## Provided records
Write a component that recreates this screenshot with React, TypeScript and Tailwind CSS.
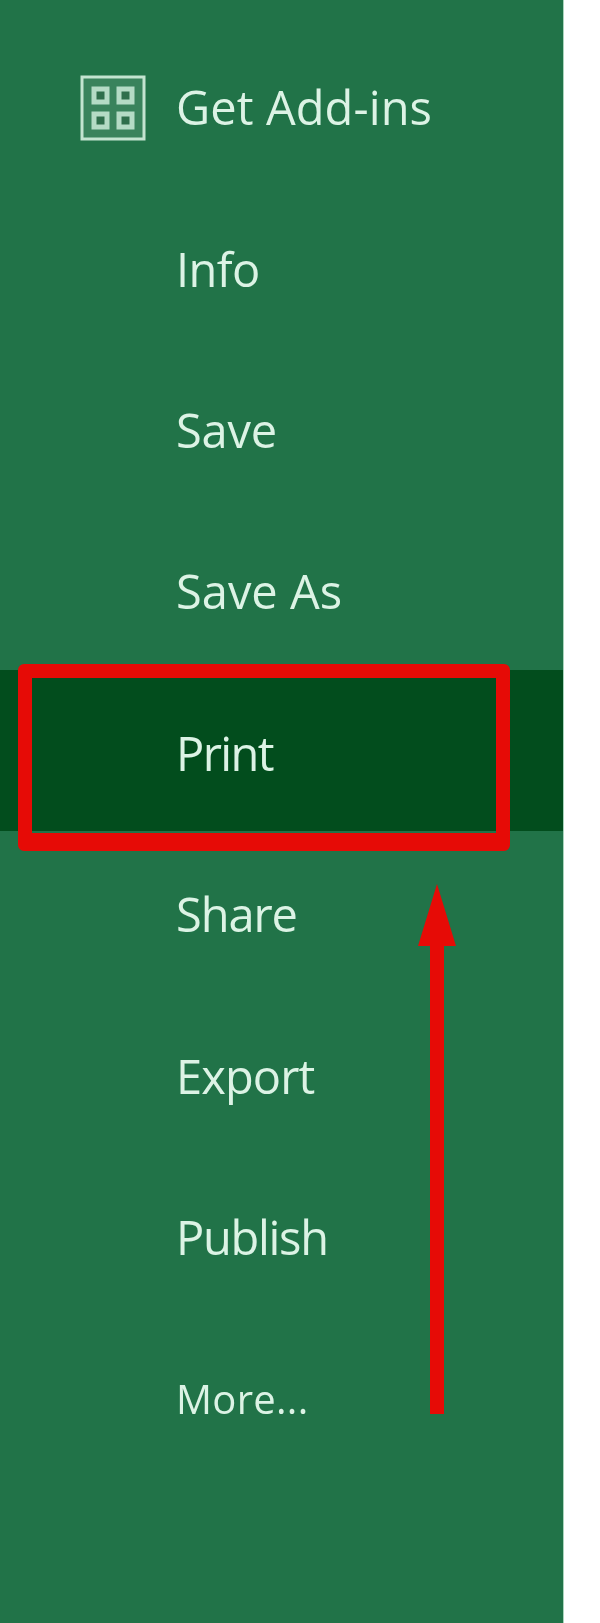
import * as React from "react"

const items = [
  { label: "Info", tracking: "tracking-[-0.6px]" },
  { label: "Save", tracking: "tracking-[-0.2px]" },
  { label: "Save As", tracking: "tracking-normal" },
  { label: "Print", tracking: "tracking-[-1.6px]" },
  { label: "Share", tracking: "tracking-[-1.1px]" },
  { label: "Export", tracking: "tracking-[-0.9px]" },
  { label: "Publish", tracking: "tracking-[-1.3px]" },
]

function AddInsIcon() {
  return (
    <svg className="absolute left-[80px] top-1/2 h-[66px] w-[66px] -translate-y-1/2" viewBox="0 0 66 66" fill="none">
      <rect x="2" y="2" width="62" height="62" stroke="#c3e4d0" strokeWidth="3" fill="#4a8d6a" fillOpacity="0.6" />
      <rect x="14" y="14" width="13" height="13" stroke="#b4dbc5" strokeWidth="5" fill="#2f6f4c" />
      <rect x="39" y="14" width="13" height="13" stroke="#b4dbc5" strokeWidth="5" fill="#2f6f4c" />
      <rect x="14" y="39" width="13" height="13" stroke="#b4dbc5" strokeWidth="5" fill="#2f6f4c" />
      <rect x="39" y="39" width="13" height="13" stroke="#b4dbc5" strokeWidth="5" fill="#2f6f4c" />
    </svg>
  )
}

function Arrow() {
  return (
    <svg className="absolute left-[416px] top-[884px] h-[530px] w-[42px]" viewBox="0 0 42 530" fill="none">
      <path d="M21 0 L40 62 L28 62 L28 530 L14 530 L14 62 L2 62 Z" fill="#e60b06" />
    </svg>
  )
}

function Row({ label, tracking, active }: { label: string; tracking: string; active?: boolean }) {
  return (
    <div className={`flex h-[161.4px] items-center pl-[176px] ${active ? "-mt-[3px] mb-[3px] bg-[#024d1d] pt-[6px]" : ""}`}>
      <span className={`text-[47px] ${tracking}`}>{label}</span>
    </div>
  )
}

export default function App() {
  return (
    <div className="relative h-[1623px] w-[600px] overflow-hidden bg-white font-['Open_Sans',sans-serif] blur-[0.6px]">
      <div className="h-full w-[564px] border-r border-[#a9d5bd] bg-[#217348] pt-[27px] leading-none text-[#dcf3e5]">
        <div className="relative">
          <AddInsIcon />
          <Row label="Get Add-ins" tracking="tracking-[0.1px]" />
        </div>
        {items.map((item) => (
          <Row key={item.label} label={item.label} tracking={item.tracking} active={item.label === "Print"} />
        ))}
        <div className="flex h-[161.4px] items-center pl-[176px]">
          <span className="text-[40px] tracking-[0.3px]">More...</span>
        </div>
      </div>
      <div className="absolute left-[18px] top-[664px] h-[187px] w-[492px] rounded-[6px] border-[14px] border-b-[18px] border-[#e60b06]" />
      <Arrow />
    </div>
  )
}
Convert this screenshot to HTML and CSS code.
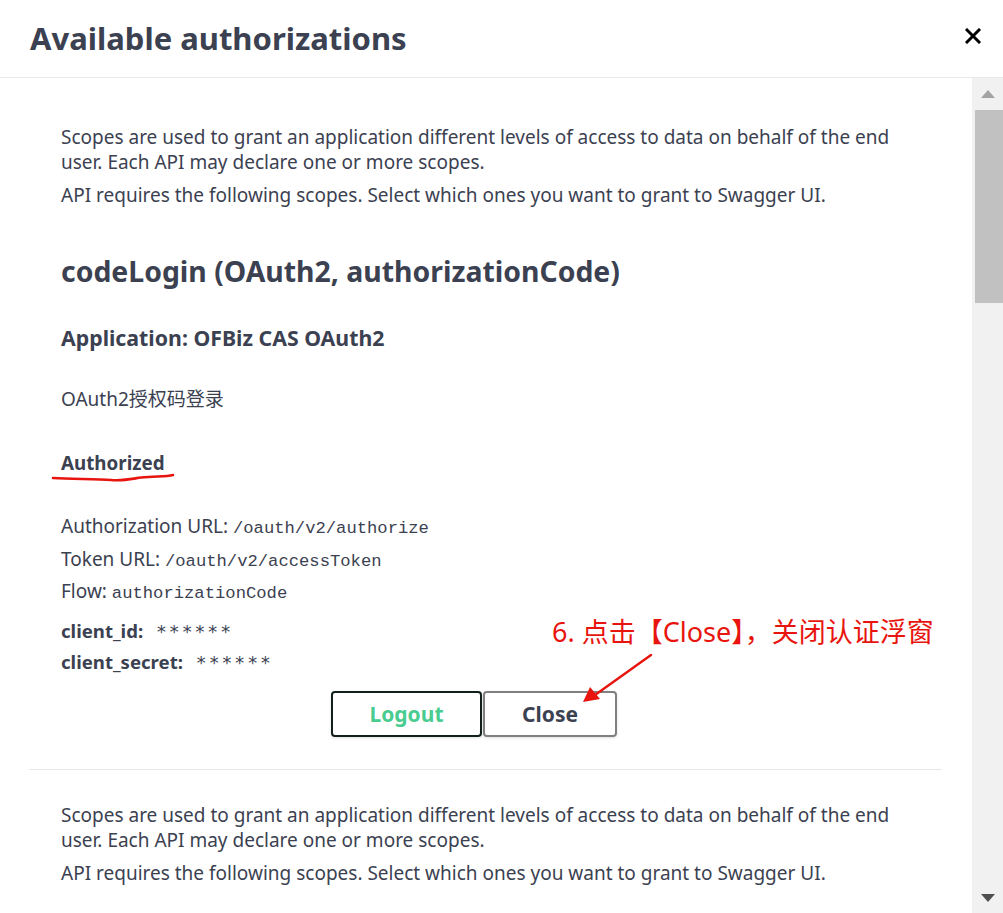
FILE: index.html
```html
<!DOCTYPE html>
<html lang="en">
<head>
<meta charset="utf-8">
<title>Available authorizations</title>
<link rel="stylesheet" href="styles.css">
</head>
<body>
<div class="modal">
  <header class="modal-header">
    <h1 class="modal-title">Available authorizations</h1>
    <button class="close-x" aria-label="Close">
      <svg width="16" height="16" viewBox="0 0 16 16"><path d="M2 2 L14 14 M14 2 L2 14" stroke="#000" stroke-width="3" stroke-linecap="square"/></svg>
    </button>
  </header>
  <div class="modal-body">
    <div class="content">
      <div class="auth-container">
        <p class="desc">Scopes are used to grant an application different levels of access to data on behalf of the end user. Each API may declare one or more scopes.</p>
        <p class="desc second">API requires the following scopes. Select which ones you want to grant to Swagger UI.</p>
        <h2 class="scheme">codeLogin (OAuth2, authorizationCode)</h2>
        <h3 class="app">Application: OFBiz CAS OAuth2</h3>
        <p class="note">OAuth2授权码登录</p>
        <h4 class="authorized">Authorized</h4>
        <p class="row">Authorization URL: <code>/oauth/v2/authorize</code></p>
        <p class="row">Token URL: <code>/oauth/v2/accessToken</code></p>
        <p class="row">Flow: <code>authorizationCode</code></p>
        <p class="cred first"><b>client_id:</b> <code>******</code></p>
        <p class="cred"><b>client_secret:</b> <code>******</code></p>
        <div class="btn-wrap">
          <button class="btn logout">Logout</button>
          <button class="btn close">Close</button>
        </div>
      </div>
      <div class="auth-container last">
        <p class="desc">Scopes are used to grant an application different levels of access to data on behalf of the end user. Each API may declare one or more scopes.</p>
        <p class="desc second">API requires the following scopes. Select which ones you want to grant to Swagger UI.</p>
      </div>
    </div>
    <div class="scrollbar">
      <div class="arrow up"></div>
      <div class="thumb"></div>
      <div class="track"></div>
      <div class="arrow down"></div>
    </div>
  </div>
</div>

<svg class="underline" width="130" height="14" viewBox="0 0 130 14">
  <path d="M2 8 C 20 9, 45 9, 60 10 C 72 11, 80 9, 90 7.5 C 105 6, 115 7, 122 5" fill="none" stroke="#e8150e" stroke-width="2.6" stroke-linecap="round"/>
</svg>
<div class="annotation">6. 点击【Close】，关闭认证浮窗</div>
<svg class="arrow-line" width="90" height="60" viewBox="0 0 90 60">
  <path d="M74 2 L18 42" stroke="#e8150e" stroke-width="2.4" stroke-linecap="round"/>
  <path d="M6 49 L13 34 L23 46 Z" fill="#e8150e"/>
</svg>
</body>
</html>
```

FILE: styles.css
```css
* { box-sizing: border-box; }

html, body {
  margin: 0;
  padding: 0;
  background: #fff;
}

body {
  font-family: "Noto Sans", "Noto Sans CJK SC", sans-serif;
  color: #3b4151;
  width: 1003px;
  height: 913px;
  overflow: hidden;
  position: relative;
}

.modal-header {
  height: 78px;
  border-bottom: 1px solid #ebebeb;
  display: flex;
  align-items: center;
  justify-content: space-between;
  padding: 0 22px 0 30px;
}

.modal-title {
  margin: 0;
  font-size: 31px;
  font-weight: 700;
  color: #3b4151;
  padding-bottom: 1px;
}

.close-x {
  border: 0;
  background: none;
  padding: 0;
  width: 16px;
  height: 16px;
  display: flex;
  margin-bottom: 6px;
}

.modal-body {
  display: flex;
  height: 835px;
}

.content {
  width: 972px;
  padding: 0 30px 0 29px;
}

.scrollbar {
  width: 31px;
  background: #f1f1f1;
  display: flex;
  flex-direction: column;
  align-items: center;
}

.scrollbar .arrow {
  width: 0;
  height: 0;
  border-left: 7px solid transparent;
  border-right: 7px solid transparent;
}

.scrollbar .arrow.up {
  border-bottom: 8px solid #a3a3a3;
  margin-top: 12px;
  margin-bottom: 12px;
}

.scrollbar .arrow.down {
  border-top: 8px solid #505050;
  margin-bottom: 11px;
}

.scrollbar .thumb {
  width: 28px;
  height: 193px;
  background: #c1c1c1;
  margin-left: 3px;
}

.scrollbar .track { flex: 1; }

.auth-container {
  padding: 0 32px 32px;
  border-bottom: 1px solid #e6e6e6;
}

.auth-container.last {
  border-bottom: 0;
  padding-top: 33px;
}

.auth-container:first-child { padding-top: 47px; }

p { margin: 0; }

.desc {
  font-size: 19px;
  line-height: 25px;
}

.desc.second { margin-top: 8px; }

.scheme {
  margin: 46px 0 0;
  font-size: 28.4px;
  line-height: 34px;
  font-weight: 700;
}

.app {
  margin: 36px 0 0;
  font-size: 21.3px;
  line-height: 28px;
  font-weight: 700;
}

.note {
  margin-top: 35px;
  font-size: 19px;
  line-height: 25px;
}

.authorized {
  margin: 39px 0 0;
  font-size: 18.8px;
  line-height: 25px;
  font-weight: 700;
}

.row {
  font-size: 19px;
  line-height: 32.5px;
  height: 32.5px;
}

.authorized + .row { margin-top: 34px; }

code {
  font-family: "Liberation Mono", "DejaVu Sans Mono", monospace;
  font-size: 17.2px;
  line-height: 1;
  color: #3b4151;
}

.cred {
  font-size: 18.6px;
  line-height: 31px;
  height: 31px;
}

.cred.first { margin-top: 7px; }

.cred b { font-weight: 700; margin-right: 8px; }

.cred code {
  font-family: "DejaVu Sans Mono", monospace;
  font-size: 18px;
  letter-spacing: 2px;
}

.btn-wrap {
  display: flex;
  justify-content: center;
  gap: 1px;
  padding-right: 23px;
  margin-top: 14px;
}

.btn {
  height: 46px;
  font-family: "Noto Sans", sans-serif;
  font-size: 21px;
  font-weight: 700;
  border-radius: 4px;
  background: #fff;
  box-shadow: 0 1px 3px rgba(0, 0, 0, 0.12);
  padding: 0;
}

.btn.logout {
  width: 151px;
  color: #49cc90;
  border: 2px solid #12201a;
}

.btn.close {
  width: 134px;
  color: #3b4151;
  border: 2px solid #808080;
}

.underline {
  position: absolute;
  left: 51px;
  top: 470px;
}

.annotation {
  position: absolute;
  left: 552px;
  top: 614px;
  font-family: "Noto Sans", "Noto Sans CJK SC", sans-serif;
  font-size: 27px;
  line-height: 36px;
  color: #e8150e;
  white-space: nowrap;
}

.arrow-line {
  position: absolute;
  left: 577px;
  top: 653px;
}
```
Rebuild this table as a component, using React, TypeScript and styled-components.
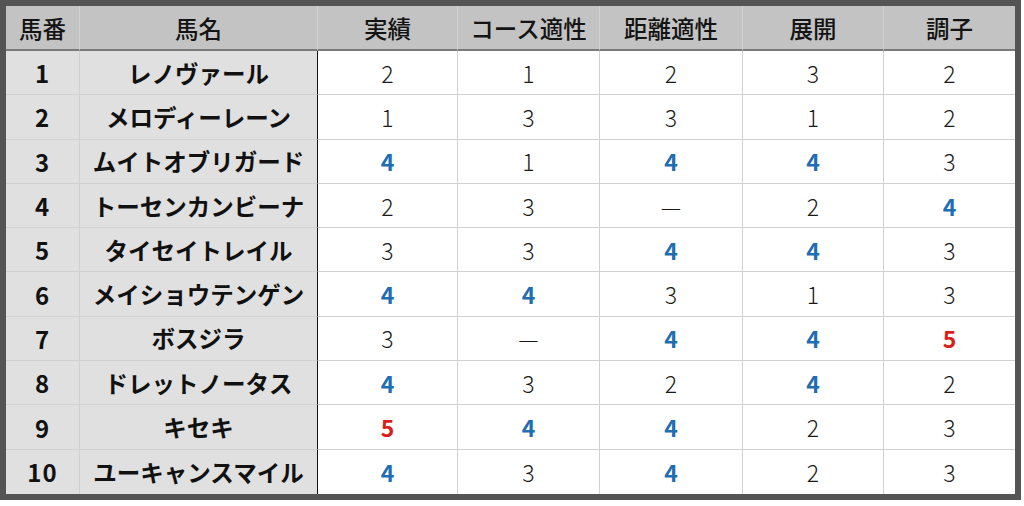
import React from 'react';
import styled, { createGlobalStyle } from 'styled-components';

const GlobalStyle = createGlobalStyle`
    html, body {
        margin: 0;
        padding: 0;
        background: #ffffff;
    }
    body {
        font-family: "Noto Sans CJK JP", "Noto Sans", sans-serif;
        color: #111;
    }
`;

const Frame = styled.div`
    width: 1021px;
    height: 500px;
    box-sizing: border-box;
    border: 6px solid #545454;
    background: #ffffff;
`;

const Grid = styled.div`
    height: 100%;
    display: grid;
    grid-template-columns: 74px 238px 140px 142px 143px 141px 1fr;
    grid-template-rows: 45px repeat(10, 1fr);
`;

const Cell = styled.div<{ $last?: boolean; $bottom?: boolean }>`
    box-sizing: border-box;
    display: flex;
    align-items: center;
    justify-content: center;
    border-right: ${(p) => (p.$last ? 'none' : '1px solid #d0d0d0')};
    border-bottom: ${(p) => (p.$bottom ? 'none' : '1px solid #d0d0d0')};
    white-space: nowrap;
`;

const HeadCell = styled(Cell)`
    background: #c3c3c3;
    border-bottom: 2px solid #7a7a7a;
    font-size: 23.5px;
    font-weight: 500;
    color: #141414;
`;

const NumCell = styled(Cell)`
    background: #e0e0e0;
    font-size: 24px;
    font-weight: 700;
    letter-spacing: 1px;
`;

const NameCell = styled(Cell)`
    background: #e0e0e0;
    border-right: 1px solid #111;
    font-size: 23.5px;
    font-weight: 700;
`;

const ScoreCell = styled(Cell)<{ $tone?: 'blue' | 'red' }>`
    font-size: 23px;
    font-weight: ${(p) => (p.$tone ? 700 : 300)};
    color: ${(p) =>
        p.$tone === 'blue' ? '#1f6db3' : p.$tone === 'red' ? '#da1f1a' : '#1a1a1a'};
`;

const headers = ['馬番', '馬名', '実績', 'コース適性', '距離適性', '展開', '調子'];

const horses: { no: number; name: string; scores: string[] }[] = [
    { no: 1, name: 'レノヴァール', scores: ['2', '1', '2', '3', '2'] },
    { no: 2, name: 'メロディーレーン', scores: ['1', '3', '3', '1', '2'] },
    { no: 3, name: 'ムイトオブリガード', scores: ['4', '1', '4', '4', '3'] },
    { no: 4, name: 'トーセンカンビーナ', scores: ['2', '3', '—', '2', '4'] },
    { no: 5, name: 'タイセイトレイル', scores: ['3', '3', '4', '4', '3'] },
    { no: 6, name: 'メイショウテンゲン', scores: ['4', '4', '3', '1', '3'] },
    { no: 7, name: 'ボスジラ', scores: ['3', '—', '4', '4', '5'] },
    { no: 8, name: 'ドレットノータス', scores: ['4', '3', '2', '4', '2'] },
    { no: 9, name: 'キセキ', scores: ['5', '4', '4', '2', '3'] },
    { no: 10, name: 'ユーキャンスマイル', scores: ['4', '3', '4', '2', '3'] },
];

const toneOf = (v: string) => (v === '4' ? 'blue' : v === '5' ? 'red' : undefined);

export default function App() {
    return (
        <>
            <GlobalStyle />
            <Frame>
                <Grid>
                    {headers.map((h, i) => (
                        <HeadCell key={h} $last={i === headers.length - 1}>
                            {h}
                        </HeadCell>
                    ))}
                    {horses.map((horse, r) => {
                        const bottom = r === horses.length - 1;
                        return (
                            <React.Fragment key={horse.no}>
                                <NumCell $bottom={bottom}>{horse.no}</NumCell>
                                <NameCell $bottom={bottom}>{horse.name}</NameCell>
                                {horse.scores.map((s, c) => (
                                    <ScoreCell
                                        key={c}
                                        $tone={toneOf(s)}
                                        $bottom={bottom}
                                        $last={c === horse.scores.length - 1}
                                    >
                                        {s}
                                    </ScoreCell>
                                ))}
                            </React.Fragment>
                        );
                    })}
                </Grid>
            </Frame>
        </>
    );
}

## Short problem
Transcribe the entries from their first line to the line that holds "import * as", both included, and skip every picture.

## Result below
Write a component that recreates this screenshot with React, TypeScript and Tailwind CSS.
import * as React from "react"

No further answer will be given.